(The request):
Gather the lines that hold the string "styled".

(Recorded data):
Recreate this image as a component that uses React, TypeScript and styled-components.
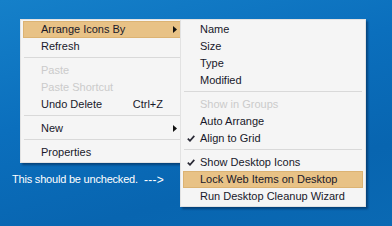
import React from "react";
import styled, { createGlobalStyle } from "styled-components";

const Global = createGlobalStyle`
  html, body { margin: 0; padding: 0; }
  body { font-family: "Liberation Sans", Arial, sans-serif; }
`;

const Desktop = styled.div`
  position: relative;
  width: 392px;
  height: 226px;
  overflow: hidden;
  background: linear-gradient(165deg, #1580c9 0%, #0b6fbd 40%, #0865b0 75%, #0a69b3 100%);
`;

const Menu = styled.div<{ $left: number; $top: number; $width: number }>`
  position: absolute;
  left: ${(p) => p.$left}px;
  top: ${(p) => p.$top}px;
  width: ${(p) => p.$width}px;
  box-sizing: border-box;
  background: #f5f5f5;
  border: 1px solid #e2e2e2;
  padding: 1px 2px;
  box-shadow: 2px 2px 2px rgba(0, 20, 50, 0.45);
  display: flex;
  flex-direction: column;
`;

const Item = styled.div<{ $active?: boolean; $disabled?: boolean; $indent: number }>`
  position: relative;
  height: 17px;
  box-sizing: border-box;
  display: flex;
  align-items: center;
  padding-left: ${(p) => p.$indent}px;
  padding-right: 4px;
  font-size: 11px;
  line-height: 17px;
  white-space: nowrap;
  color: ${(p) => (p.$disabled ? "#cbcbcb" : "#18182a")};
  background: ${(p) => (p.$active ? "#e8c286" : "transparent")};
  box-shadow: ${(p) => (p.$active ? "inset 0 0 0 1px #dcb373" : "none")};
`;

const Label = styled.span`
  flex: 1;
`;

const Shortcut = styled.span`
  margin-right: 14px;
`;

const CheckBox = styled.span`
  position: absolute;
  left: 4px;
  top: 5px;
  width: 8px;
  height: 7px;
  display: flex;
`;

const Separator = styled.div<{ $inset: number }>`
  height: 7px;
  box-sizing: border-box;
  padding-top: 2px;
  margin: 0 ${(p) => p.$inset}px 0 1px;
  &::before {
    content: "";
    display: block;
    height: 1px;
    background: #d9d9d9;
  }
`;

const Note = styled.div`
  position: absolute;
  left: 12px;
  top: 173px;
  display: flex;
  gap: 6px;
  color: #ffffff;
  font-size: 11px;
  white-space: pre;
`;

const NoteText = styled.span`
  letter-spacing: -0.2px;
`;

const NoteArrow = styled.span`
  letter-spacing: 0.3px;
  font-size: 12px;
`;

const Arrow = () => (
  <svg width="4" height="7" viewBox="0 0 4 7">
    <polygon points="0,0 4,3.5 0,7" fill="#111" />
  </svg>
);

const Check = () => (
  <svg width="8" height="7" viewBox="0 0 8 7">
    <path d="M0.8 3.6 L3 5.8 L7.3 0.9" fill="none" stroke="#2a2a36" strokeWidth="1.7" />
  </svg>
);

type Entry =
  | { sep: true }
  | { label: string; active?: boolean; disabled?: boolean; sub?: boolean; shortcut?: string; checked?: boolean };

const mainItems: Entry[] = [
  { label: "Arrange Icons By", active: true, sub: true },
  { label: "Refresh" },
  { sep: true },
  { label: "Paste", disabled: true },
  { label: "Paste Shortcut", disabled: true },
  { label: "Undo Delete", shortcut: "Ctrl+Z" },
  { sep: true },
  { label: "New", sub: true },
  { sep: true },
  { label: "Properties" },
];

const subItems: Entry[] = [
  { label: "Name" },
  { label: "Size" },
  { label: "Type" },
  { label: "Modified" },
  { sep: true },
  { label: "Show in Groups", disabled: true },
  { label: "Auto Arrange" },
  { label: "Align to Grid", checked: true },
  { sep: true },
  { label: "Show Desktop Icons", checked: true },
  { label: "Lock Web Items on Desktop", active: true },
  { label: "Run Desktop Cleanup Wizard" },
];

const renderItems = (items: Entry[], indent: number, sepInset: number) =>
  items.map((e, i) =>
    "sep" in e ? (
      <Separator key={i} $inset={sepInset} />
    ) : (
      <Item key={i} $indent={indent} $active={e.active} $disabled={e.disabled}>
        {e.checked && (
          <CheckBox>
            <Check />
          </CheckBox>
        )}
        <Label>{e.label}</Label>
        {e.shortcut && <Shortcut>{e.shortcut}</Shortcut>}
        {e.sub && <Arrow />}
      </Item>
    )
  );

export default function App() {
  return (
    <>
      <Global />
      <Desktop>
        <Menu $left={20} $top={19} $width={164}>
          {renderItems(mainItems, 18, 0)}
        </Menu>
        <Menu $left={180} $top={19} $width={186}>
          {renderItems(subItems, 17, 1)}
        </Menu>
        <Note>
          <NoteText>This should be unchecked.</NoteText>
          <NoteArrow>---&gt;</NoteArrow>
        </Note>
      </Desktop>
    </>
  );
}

(Finished answer):
Recreate this image as a component that uses React, TypeScript and styled-components.
import styled, { createGlobalStyle } from "styled-components";
const Desktop = styled.div`
const Menu = styled.div<{ $left: number; $top: number; $width: number }>`
const Item = styled.div<{ $active?: boolean; $disabled?: boolean; $indent: number }>`
const Label = styled.span`
const Shortcut = styled.span`
const CheckBox = styled.span`
const Separator = styled.div<{ $inset: number }>`
const Note = styled.div`
const NoteText = styled.span`
const NoteArrow = styled.span`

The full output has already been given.